What is a CT scan?
CT stands for "computerised tomography". CT scans are sometimes called CAT scans.
The CT scanner is a large doughnut shaped x-ray machine. It is used to see internal structures of the body in great detail. The images are displayed as thin slices of the body on a computer screen (much like the slices of a sliced loaf of bread.) Your child will be exposed to some X-Ray radiation during the procedure. Please consult your doctor if you have any concerns.
Preparing your child for a CT scan
There is great benefit in taking some time to explain the CT scan to your child before coming to the scan room. Following is a list of helpful information, to discuss with your child:
- the scan usually only takes a few minutes
- the scan is painless
- It is very important that the child remains still for the scan
- parent / carer can stay with the child during the scan (unless pregnant )

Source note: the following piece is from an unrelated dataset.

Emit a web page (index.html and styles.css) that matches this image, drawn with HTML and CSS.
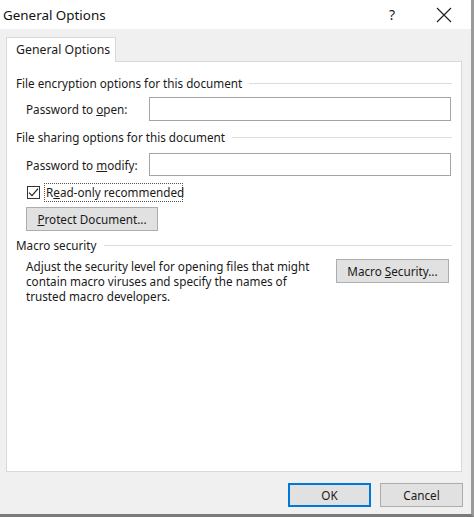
FILE: index.html
```html
<!DOCTYPE html>
<html>
<head>
<meta charset="utf-8">
<link rel="stylesheet" href="styles.css">
</head>
<body>
<div class="window">
  <div class="titlebar">
    <span class="title">General Options</span>
    <span class="help">?</span>
    <span class="close">
      <svg width="16" height="16" viewBox="0 0 16 16"><path d="M1 1 L15 15 M15 1 L1 15" stroke="#222" stroke-width="1.2" fill="none"/></svg>
    </span>
  </div>
  <div class="body">
    <div class="tabs">
      <div class="tab">General Options</div>
    </div>
    <div class="panel">
      <div class="group"><span>File encryption options for this document</span><div class="rule"></div></div>
      <div class="field f1">
        <label>Password to <u>o</u>pen:</label>
        <div class="input"></div>
      </div>
      <div class="group g2"><span>File sharing options for this document</span><div class="rule"></div></div>
      <div class="field f2">
        <label>Password to <u>m</u>odify:</label>
        <div class="input"></div>
      </div>
      <div class="check-row">
        <span class="checkbox">
          <svg width="11" height="11" viewBox="0 0 11 11"><path d="M1 5.6 L4 8.6 L10 1.6" stroke="#222" stroke-width="1.2" fill="none"/></svg>
        </span>
        <span class="check-label">R<u>e</u>ad-only recommended</span>
      </div>
      <div class="btn protect"><u>P</u>rotect Document...</div>
      <div class="group g3"><span>Macro security</span><div class="rule"></div></div>
      <div class="macro">
        <p>Adjust the security level for opening files that might contain macro viruses and specify the names of trusted macro developers.</p>
        <div class="btn macro-btn">Macro <u>S</u>ecurity...</div>
      </div>
    </div>
    <div class="footer">
      <div class="btn ok">OK</div>
      <div class="btn cancel">Cancel</div>
    </div>
  </div>
</div>
</body>
</html>
```

FILE: styles.css
```css
html, body {
  margin: 0;
  padding: 0;
}
body {
  width: 474px;
  height: 517px;
  overflow: hidden;
  background: #f0f0f0;
  font-family: "Noto Sans", "Open Sans", sans-serif;
  font-size: 11.7px;
  color: #1a1a1a;
}
.window {
  width: 471px;
  height: 514px;
  border-right: 3px solid #9a9a9a;
  border-bottom: 3px solid #7a7a7a;
  background: #f0f0f0;
  display: flex;
  flex-direction: column;
}
.titlebar {
  height: 29px;
  background: #ffffff;
  display: flex;
  align-items: center;
  flex-shrink: 0;
}
.title {
  font-size: 13.4px;
  margin-left: 3px;
  color: #111;
  flex: 1;
}
.help {
  font-size: 14px;
  width: 20px;
  text-align: center;
  margin-right: 34px;
  color: #222;
}
.close {
  width: 16px;
  height: 16px;
  margin-right: 19px;
  display: flex;
}
.body {
  padding: 8px 9px 0 6px;
  display: flex;
  flex-direction: column;
}
.tabs {
  display: flex;
  height: 24px;
  position: relative;
  z-index: 1;
}
.tab {
  width: 110px;
  background: #fff;
  border: 1px solid #d9d9d9;
  border-bottom: none;
  box-sizing: border-box;
  padding-left: 9px;
  line-height: 23px;
  height: 25px;
  font-size: 12.3px;
}
.panel {
  height: 411px;
  box-sizing: border-box;
  background: #fff;
  border: 1px solid #d9d9d9;
  padding: 13px 10px 0 9px;
  display: flex;
  flex-direction: column;
}
.group {
  display: flex;
  align-items: center;
  height: 16px;
  line-height: 16px;
}
.group span {
  white-space: nowrap;
}
.rule {
  flex: 1;
  height: 1px;
  background: #dcdcdc;
  margin-left: 7px;
  margin-right: -1px;
}
.g2 {
  margin-top: 8px;
}
.field {
  display: flex;
  align-items: center;
  margin-left: 10px;
  margin-top: 6px;
}
.f2 {
  margin-top: 8px;
}
.field label {
  width: 123px;
  flex-shrink: 0;
}
.input {
  flex: 1;
  height: 24px;
  box-sizing: border-box;
  border: 1px solid #a4a4a4;
  background: #fff;
}
.f2 .input {
  height: 23px;
}
.check-row {
  display: flex;
  align-items: center;
  margin-left: 11px;
  margin-top: 7px;
  height: 19px;
}
.checkbox {
  width: 13px;
  height: 13px;
  box-sizing: border-box;
  border: 1px solid #333;
  display: flex;
  align-items: center;
  justify-content: center;
  background: #fff;
}
.check-label {
  margin-left: 4px;
  border: 1px dotted #555;
  height: 19px;
  box-sizing: border-box;
  line-height: 17px;
  padding: 0 1px 0 1px;
  width: 139px;
  white-space: nowrap;
}
.btn {
  background: #e1e1e1;
  border: 1px solid #adadad;
  box-sizing: border-box;
  height: 24px;
  line-height: 22px;
  text-align: center;
  white-space: nowrap;
}
.protect {
  margin-left: 10px;
  margin-top: 5px;
  width: 132px;
}
.g3 {
  margin-top: 6px;
}
.macro {
  display: flex;
  margin-left: 10px;
  margin-top: 6px;
}
.macro p {
  margin: 0;
  width: 292px;
  line-height: 15px;
}
.macro-btn {
  margin-left: auto;
  margin-right: 2px;
  width: 113px;
}
.footer {
  display: flex;
  justify-content: flex-end;
  margin-top: 11px;
  gap: 9px;
  margin-right: -1px;
}
.ok, .cancel {
  width: 83px;
}
.ok {
  border: 2px solid #0078d7;
  line-height: 20px;
}
```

- an injection may sometimes be required
- the scanner makes a soft fan like noise, with some clicking as the pictures are taken.

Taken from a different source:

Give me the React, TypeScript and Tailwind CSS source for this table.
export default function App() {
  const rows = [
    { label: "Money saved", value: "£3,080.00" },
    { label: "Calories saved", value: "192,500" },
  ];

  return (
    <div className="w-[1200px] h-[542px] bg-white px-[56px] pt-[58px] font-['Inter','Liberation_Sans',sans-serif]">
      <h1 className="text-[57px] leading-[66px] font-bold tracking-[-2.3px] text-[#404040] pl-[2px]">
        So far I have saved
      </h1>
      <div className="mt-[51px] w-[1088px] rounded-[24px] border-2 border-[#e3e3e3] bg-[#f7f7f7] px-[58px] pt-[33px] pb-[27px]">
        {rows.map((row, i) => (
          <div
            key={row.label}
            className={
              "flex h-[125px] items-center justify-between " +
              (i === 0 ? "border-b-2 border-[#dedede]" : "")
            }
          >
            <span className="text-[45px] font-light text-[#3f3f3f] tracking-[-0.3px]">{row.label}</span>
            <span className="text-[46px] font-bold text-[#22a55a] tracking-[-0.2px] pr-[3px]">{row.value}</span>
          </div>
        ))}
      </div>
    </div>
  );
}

- a breath hold will be needed for chest and abdominal scans
Some CT scans will require no preparation. Others may require your child to fast for 2 hours. This is in case your child needs a contrast injection, which may make your child feel queasy on a full stomach. CT scans of the abdomen will require your child to drink an oral contrast.
If your Doctor has decided your child will need sedating or general anaesthesia in order to lie still enough for the scan, you will be given special instructions.
What is intravenous (IV) contrast?
IV contrast is a clear liquid that shows on the CT images. It is very helpful in clearly visualising the blood vessels and is very important in some CT scan examinations. The IV contrast is given via injection into a vein mostly found in the patient’s arm.
In addition you many be asked certain questions about allergies, or may be asked in some hospitals to fill in a questionnaire.
What is oral contrast?
Oral contrast is a drink your child will need to have before a CT scan of the Abdomen. It is used to tell the bowel apart from other abdominal structures that lie very close to the bowel. The oral contrast is very safe and does not require a formal consent.
Important safety considerations
Please inform the scan room staff if your child has any allergies, asthma, or kidney problems.
There is a small chance of an allergic reaction to the IV contrast. For this reason the parent/guardian will be asked to sign a consent form. Please ask any questions concerning the contrast before you sign. Also be sure to mention any known allergies.
As a parent/guardian who may be pregnant, you will not be able to stay with your child. It is advisable to bring someone else who is not pregnant to stay with your child.
- Your child will feel more comfortable if a parent or carer can stay with them during the examination.
- Women who are pregnant should not stay in the room while the x-rays are being taken.